Dead characters cannot receive cards for any reason, not even Charity, and cannot level up or win the game.

When the next player begins his turn, your new character appears and can help others in combat with his Level and Class or Race abilities ... but you have no cards, unless you receive Charity or gifts from other players.

On your next turn, start by drawing four face-down cards from each deck and playing any legal cards you want to, just as when you started the game. Then take your turn normally.


If drawn face-up during the Kick Open The Door phase, Curse cards apply to the person who drew them.

If acquired some other way, such as by Looting The Room, Curse cards go into your hand and may be played on any player at any time. ANY time, do you hear me? Reducing someone's abilities just as he thinks he has killed a monster is a lot of fun.

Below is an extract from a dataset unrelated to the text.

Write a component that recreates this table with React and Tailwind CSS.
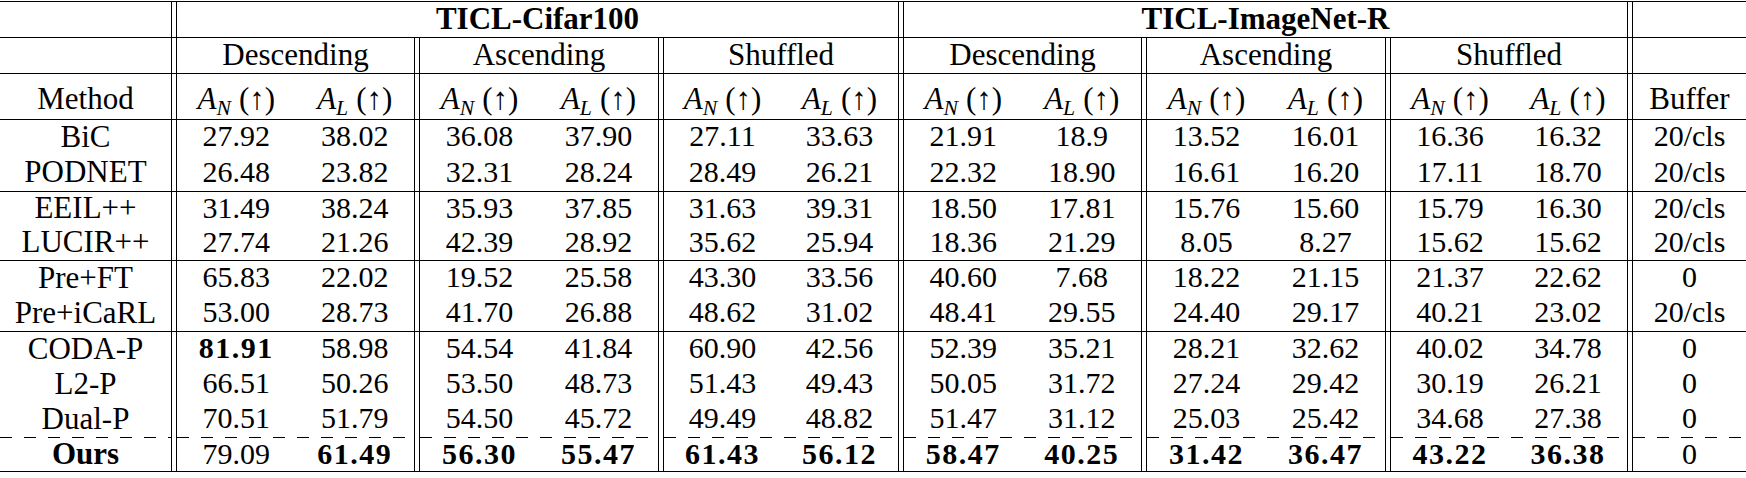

Usually, a Curse affects its victim immediately (if it can) and is then discarded. However, some Curses give a penalty later in the game or have a continuing effect.

Keep these cards until you get rid of the Curse or the penalty takes effect. (Curse cards you keep as a reminder may not be discarded to power Class or Race abilities. Nice try).

Note: If someone plays a "your next combat" Curse on you while you are in combat, it counts in that combat! The same is true for a "your next turn" Curse played during your turn.

If a Curse can apply to more than one Item, the victim decides which Item is lost or Cursed.

If a Curse applies to something you don't have, ignore it. For instance, if you draw Lose Your Armor and you have no Armor, nothing happens; discard the card. (Some Curses have alternate effects, though, so read the card!)

There will be times when it will help you to play a Curse or Monster on yourself, or to "help" another player in a way that costs him Treasure. This is very munchkinly. Do it.

End of the Game

The first player to reach Level 10 wins, but you must reach Level 10 by killing a monster, unless a card specifically allows you to win another way.